I’m surprised they don’t have the holes for spring clips since even on industrial windows like that there were usually clips. You can look at using butyl tape to bed the glass in to keep water out and the metal glass stop could be bed in a polyurethane sealant. Not easily reversible, but should provide good performance.
The trickiest part of replacing broken glass panes in steel-casement windows is getting replacement glass that s sized exactly right.
Hi, I have the same question as Ellen McGuffie, how to fit the spring clips in a metal frame window. Can you please advise.
There is a small hole in each frame to accommodate at least 2 spring clips.
I have a question. We have steel casement windows from about 1930. Three of our windows are huge, with 42 panes of glass apiece. In those there are two 8-page casement windows beneath two awning-style windows that contain 4 panes apiece. The rest are all stationary.
We hope to reglaze in the future. Right now, can’t afford that. Just repairing, scraping old paint, applying rust destroyer, primer, new paint. I haven’t encountered any of those metal spring clips. Seems like only the glazing compound is holding the glass in.
How does one use these spring clips? they are easy to find online, but I can’t find any instructions about them anywhere.

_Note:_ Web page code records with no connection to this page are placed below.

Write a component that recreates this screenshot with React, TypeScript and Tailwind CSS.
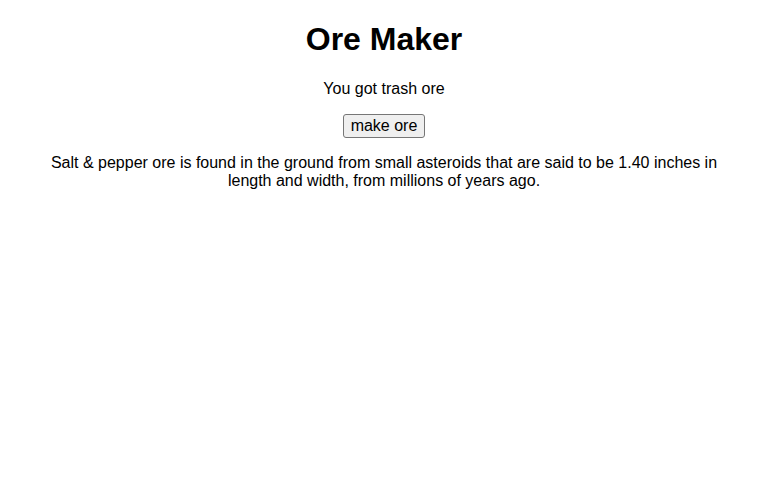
export default function App() {
  return (
    <div className="px-2 text-center font-['Liberation_Sans',Arial,sans-serif] leading-[normal] text-black">
      <h1 className="my-[21.44px] text-[32px] font-bold leading-[normal]">Ore Maker</h1>
      <p className="my-4 text-base leading-[normal]">You got trash ore</p>
      <button
        type="button"
        className="rounded-[3px] border border-[#767676] bg-[#efefef] px-[7px] py-[2px] text-base leading-[normal] text-black"
      >
        make ore
      </button>
      <p className="mx-auto my-4 max-w-[690px] text-base leading-[normal]">
        Salt &amp; pepper ore is found in the ground from small asteroids that are said to be 1.40 inches in length and
        width, from millions of years ago.
      </p>
    </div>
  );
}
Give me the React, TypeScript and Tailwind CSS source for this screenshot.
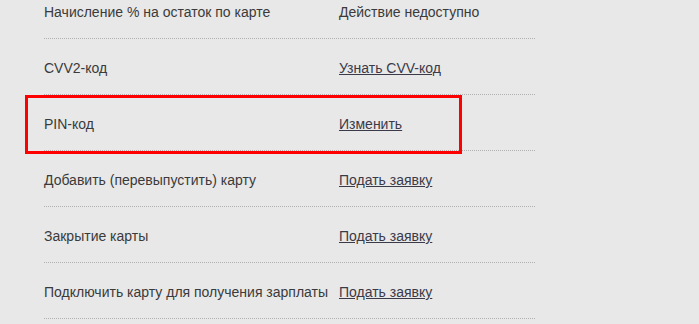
const rows: { label: string; action: string; link: boolean }[] = [
  { label: "Начисление % на остаток по карте", action: "Действие недоступно", link: false },
  { label: "CVV2-код", action: "Узнать CVV-код", link: true },
  { label: "PIN-код", action: "Изменить", link: true },
  { label: "Добавить (перевыпустить) карту", action: "Подать заявку", link: true },
  { label: "Закрытие карты", action: "Подать заявку", link: true },
  { label: "Подключить карту для получения зарплаты", action: "Подать заявку", link: true },
];

export default function App() {
  return (
    <div
      className="relative w-[699px] h-[324px] overflow-hidden bg-[#e8e8e8] text-[14px] text-[#3a3a3a]"
      style={{ fontFamily: '"Liberation Sans", Arial, sans-serif' }}
    >
      <div className="ml-[44px] w-[491px] -mt-[17px]">
        {rows.map((r, i) => (
          <div key={i} className="flex items-center h-[56px] pt-[4px] border-b border-dotted border-[#b0b0b0]">
            <div className="w-[295px] shrink-0">{r.label}</div>
            {r.link ? (
              <a href="#" className="underline text-[#3a3a48]">
                {r.action}
              </a>
            ) : (
              <span>{r.action}</span>
            )}
          </div>
        ))}
      </div>
      <div className="absolute left-[25px] top-[95px] w-[437px] h-[59px] border-[3px] border-[#ff0000]" />
    </div>
  );
}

My son and I are making wooden storms for my 1925 bungalow in Oldsmar Florida. Would you ever consider using Lexan or some other type of plexiglass for the glazing to make the windows more storm proof and to protect the original glass in the double hung windows?
Plexiglass or acrylic doesn’t do well when exposed to the elements for a while. I would use standard glass before plexi especially in the harsh climate of Florida.
I used it to replace a pane in an old wood French style window 20 years ago. I used Lexel as the adhesive and it worked fantastic. Still good and no problems or discolorations in a direct south facing window.
Wow, I didn’t know I would need to do so much prep work to replace the glass on steel windows. I don’t even know if there is any lead present on the frame! If you have to do this much to replace window glass, then I think that I’ll just find a professional instead. Unfortunately I don’t have the time to do all of this!
It can seem like a lot especially in writing but it’s really not that bad. A professional is always easier though and you can do something you enjoy while they work!